In your copy, include every line of the listing below exactly but none of the pictures.

INFORMATION SUPPLIED:
______________________________

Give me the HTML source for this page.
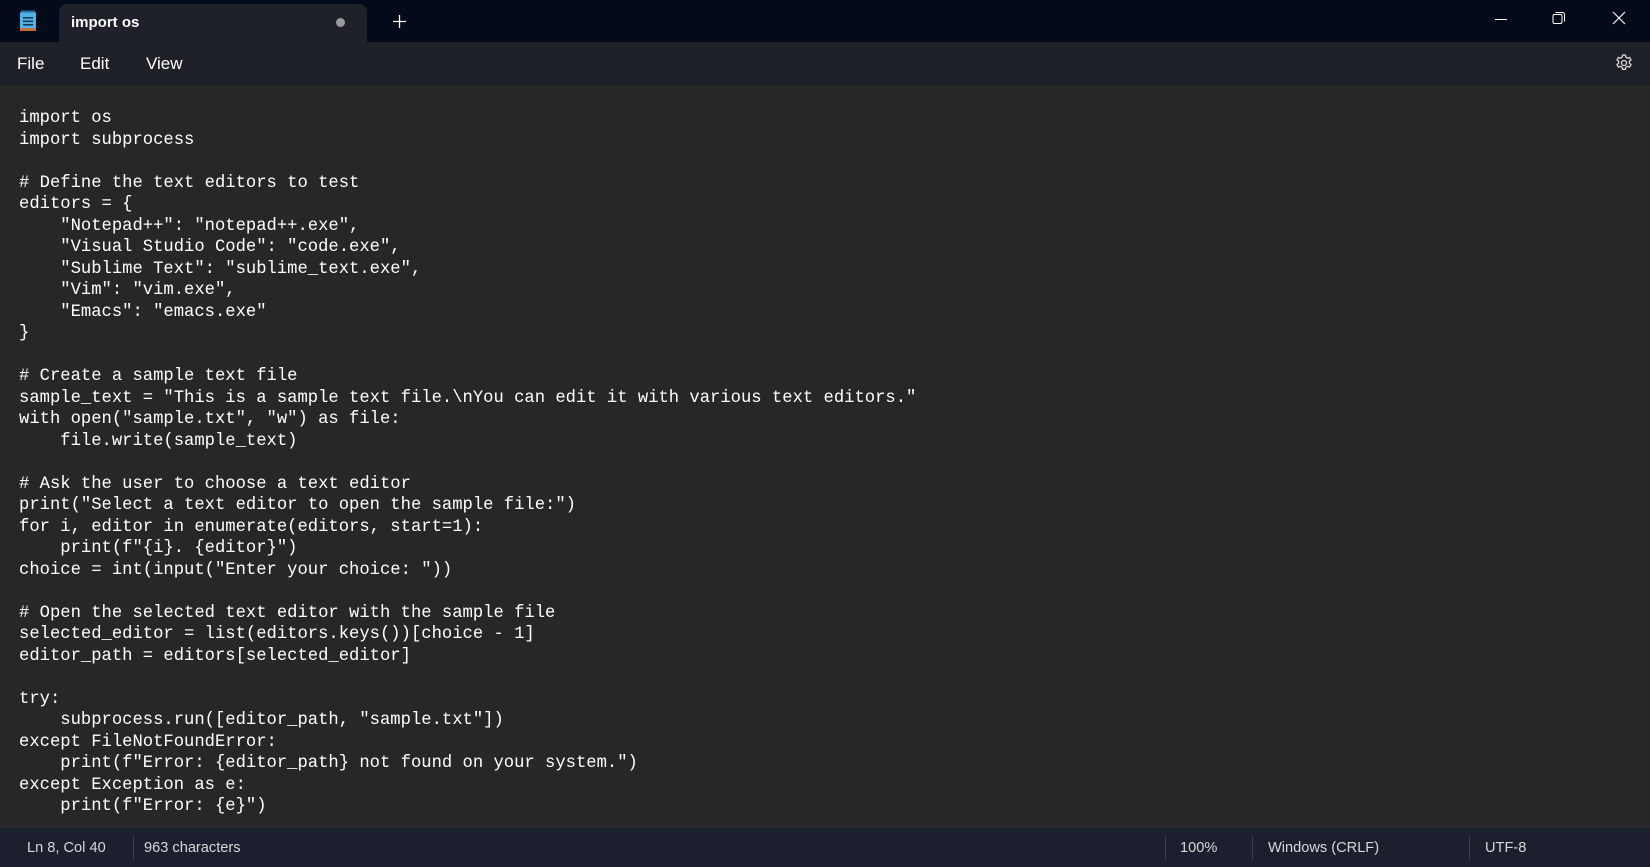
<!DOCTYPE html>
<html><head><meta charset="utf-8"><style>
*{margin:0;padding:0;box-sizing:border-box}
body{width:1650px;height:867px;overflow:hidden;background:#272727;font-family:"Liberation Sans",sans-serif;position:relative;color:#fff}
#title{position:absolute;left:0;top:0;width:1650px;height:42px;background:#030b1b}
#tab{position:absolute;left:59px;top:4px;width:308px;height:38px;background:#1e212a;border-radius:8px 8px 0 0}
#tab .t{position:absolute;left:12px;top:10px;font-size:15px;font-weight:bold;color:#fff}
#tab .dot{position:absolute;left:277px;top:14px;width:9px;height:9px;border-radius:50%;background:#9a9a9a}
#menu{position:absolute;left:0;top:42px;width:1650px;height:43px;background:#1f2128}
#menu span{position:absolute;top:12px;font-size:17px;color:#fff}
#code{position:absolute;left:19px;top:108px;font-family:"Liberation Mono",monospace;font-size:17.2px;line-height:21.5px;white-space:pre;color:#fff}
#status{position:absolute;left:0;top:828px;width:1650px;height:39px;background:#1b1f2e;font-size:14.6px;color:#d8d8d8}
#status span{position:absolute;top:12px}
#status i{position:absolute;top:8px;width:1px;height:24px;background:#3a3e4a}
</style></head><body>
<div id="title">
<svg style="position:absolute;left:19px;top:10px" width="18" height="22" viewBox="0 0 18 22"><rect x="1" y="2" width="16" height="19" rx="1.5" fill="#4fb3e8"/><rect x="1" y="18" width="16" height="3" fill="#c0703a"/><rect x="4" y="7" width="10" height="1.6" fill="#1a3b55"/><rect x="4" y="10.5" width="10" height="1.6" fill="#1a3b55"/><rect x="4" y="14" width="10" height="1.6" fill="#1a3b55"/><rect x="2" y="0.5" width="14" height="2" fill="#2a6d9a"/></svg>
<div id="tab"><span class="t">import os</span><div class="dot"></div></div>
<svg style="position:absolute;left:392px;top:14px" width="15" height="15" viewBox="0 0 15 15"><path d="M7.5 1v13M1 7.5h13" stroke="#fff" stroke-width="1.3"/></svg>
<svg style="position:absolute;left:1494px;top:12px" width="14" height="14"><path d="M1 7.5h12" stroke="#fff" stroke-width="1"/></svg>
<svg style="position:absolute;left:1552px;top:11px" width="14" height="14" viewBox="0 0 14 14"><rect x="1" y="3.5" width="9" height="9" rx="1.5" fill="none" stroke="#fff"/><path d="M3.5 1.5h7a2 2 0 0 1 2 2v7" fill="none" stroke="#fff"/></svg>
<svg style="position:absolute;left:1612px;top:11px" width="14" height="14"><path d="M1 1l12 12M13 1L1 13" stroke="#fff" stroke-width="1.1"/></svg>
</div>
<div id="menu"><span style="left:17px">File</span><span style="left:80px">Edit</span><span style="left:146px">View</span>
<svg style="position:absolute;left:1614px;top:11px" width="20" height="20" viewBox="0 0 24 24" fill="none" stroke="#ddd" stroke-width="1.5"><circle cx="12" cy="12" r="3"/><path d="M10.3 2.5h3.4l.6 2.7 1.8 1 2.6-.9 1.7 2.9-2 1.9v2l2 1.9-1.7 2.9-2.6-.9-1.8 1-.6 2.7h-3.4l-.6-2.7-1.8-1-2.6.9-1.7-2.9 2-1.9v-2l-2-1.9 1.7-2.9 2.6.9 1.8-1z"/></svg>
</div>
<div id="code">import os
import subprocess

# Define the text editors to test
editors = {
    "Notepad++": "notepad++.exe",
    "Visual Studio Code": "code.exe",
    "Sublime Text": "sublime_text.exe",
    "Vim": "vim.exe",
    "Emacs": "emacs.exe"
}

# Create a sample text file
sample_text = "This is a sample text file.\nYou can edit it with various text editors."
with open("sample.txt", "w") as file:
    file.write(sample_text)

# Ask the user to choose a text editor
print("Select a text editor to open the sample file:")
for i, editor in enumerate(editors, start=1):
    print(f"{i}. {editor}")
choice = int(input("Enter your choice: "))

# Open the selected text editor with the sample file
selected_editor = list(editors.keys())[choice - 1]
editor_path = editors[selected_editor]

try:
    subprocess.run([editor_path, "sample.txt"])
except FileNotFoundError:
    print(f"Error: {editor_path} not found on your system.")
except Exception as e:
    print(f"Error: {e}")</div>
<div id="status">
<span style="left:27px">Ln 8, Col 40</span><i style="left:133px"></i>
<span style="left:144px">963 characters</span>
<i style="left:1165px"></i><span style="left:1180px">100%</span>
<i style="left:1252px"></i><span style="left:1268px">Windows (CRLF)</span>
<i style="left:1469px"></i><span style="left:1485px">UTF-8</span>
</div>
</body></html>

______________________________

RESULT OF THE TASK:
Give me the HTML source for this page.
<!DOCTYPE html>
<html><head><meta charset="utf-8"><style>
*{margin:0;padding:0;box-sizing:border-box}
body{width:1650px;height:867px;overflow:hidden;background:#272727;font-family:"Liberation Sans",sans-serif;position:relative;color:#fff}
#title{position:absolute;left:0;top:0;width:1650px;height:42px;background:#030b1b}
#tab{position:absolute;left:59px;top:4px;width:308px;height:38px;background:#1e212a;border-radius:8px 8px 0 0}
#tab .t{position:absolute;left:12px;top:10px;font-size:15px;font-weight:bold;color:#fff}
#tab .dot{position:absolute;left:277px;top:14px;width:9px;height:9px;border-radius:50%;background:#9a9a9a}
#menu{position:absolute;left:0;top:42px;width:1650px;height:43px;background:#1f2128}
#menu span{position:absolute;top:12px;font-size:17px;color:#fff}
#code{position:absolute;left:19px;top:108px;font-family:"Liberation Mono",monospace;font-size:17.2px;line-height:21.5px;white-space:pre;color:#fff}
#status{position:absolute;left:0;top:828px;width:1650px;height:39px;background:#1b1f2e;font-size:14.6px;color:#d8d8d8}
#status span{position:absolute;top:12px}
#status i{position:absolute;top:8px;width:1px;height:24px;background:#3a3e4a}
</style></head><body>
<div id="title">
<svg style="position:absolute;left:19px;top:10px" width="18" height="22" viewBox="0 0 18 22"><rect x="1" y="2" width="16" height="19" rx="1.5" fill="#4fb3e8"/><rect x="1" y="18" width="16" height="3" fill="#c0703a"/><rect x="4" y="7" width="10" height="1.6" fill="#1a3b55"/><rect x="4" y="10.5" width="10" height="1.6" fill="#1a3b55"/><rect x="4" y="14" width="10" height="1.6" fill="#1a3b55"/><rect x="2" y="0.5" width="14" height="2" fill="#2a6d9a"/></svg>
<div id="tab"><span class="t">import os</span><div class="dot"></div></div>
<svg style="position:absolute;left:392px;top:14px" width="15" height="15" viewBox="0 0 15 15"><path d="M7.5 1v13M1 7.5h13" stroke="#fff" stroke-width="1.3"/></svg>
<svg style="position:absolute;left:1494px;top:12px" width="14" height="14"><path d="M1 7.5h12" stroke="#fff" stroke-width="1"/></svg>
<svg style="position:absolute;left:1552px;top:11px" width="14" height="14" viewBox="0 0 14 14"><rect x="1" y="3.5" width="9" height="9" rx="1.5" fill="none" stroke="#fff"/><path d="M3.5 1.5h7a2 2 0 0 1 2 2v7" fill="none" stroke="#fff"/></svg>
<svg style="position:absolute;left:1612px;top:11px" width="14" height="14"><path d="M1 1l12 12M13 1L1 13" stroke="#fff" stroke-width="1.1"/></svg>
</div>
<div id="menu"><span style="left:17px">File</span><span style="left:80px">Edit</span><span style="left:146px">View</span>
<svg style="position:absolute;left:1614px;top:11px" width="20" height="20" viewBox="0 0 24 24" fill="none" stroke="#ddd" stroke-width="1.5"><circle cx="12" cy="12" r="3"/><path d="M10.3 2.5h3.4l.6 2.7 1.8 1 2.6-.9 1.7 2.9-2 1.9v2l2 1.9-1.7 2.9-2.6-.9-1.8 1-.6 2.7h-3.4l-.6-2.7-1.8-1-2.6.9-1.7-2.9 2-1.9v-2l-2-1.9 1.7-2.9 2.6.9 1.8-1z"/></svg>
</div>
<div id="code">import os
import subprocess

# Define the text editors to test
editors = {
    "Notepad++": "notepad++.exe",
    "Visual Studio Code": "code.exe",
    "Sublime Text": "sublime_text.exe",
    "Vim": "vim.exe",
    "Emacs": "emacs.exe"
}

# Create a sample text file
sample_text = "This is a sample text file.\nYou can edit it with various text editors."
with open("sample.txt", "w") as file:
    file.write(sample_text)

# Ask the user to choose a text editor
print("Select a text editor to open the sample file:")
for i, editor in enumerate(editors, start=1):
    print(f"{i}. {editor}")
choice = int(input("Enter your choice: "))

# Open the selected text editor with the sample file
selected_editor = list(editors.keys())[choice - 1]
editor_path = editors[selected_editor]

try:
    subprocess.run([editor_path, "sample.txt"])
except FileNotFoundError:
    print(f"Error: {editor_path} not found on your system.")
except Exception as e:
    print(f"Error: {e}")</div>
<div id="status">
<span style="left:27px">Ln 8, Col 40</span><i style="left:133px"></i>
<span style="left:144px">963 characters</span>
<i style="left:1165px"></i><span style="left:1180px">100%</span>
<i style="left:1252px"></i><span style="left:1268px">Windows (CRLF)</span>
<i style="left:1469px"></i><span style="left:1485px">UTF-8</span>
</div>
</body></html>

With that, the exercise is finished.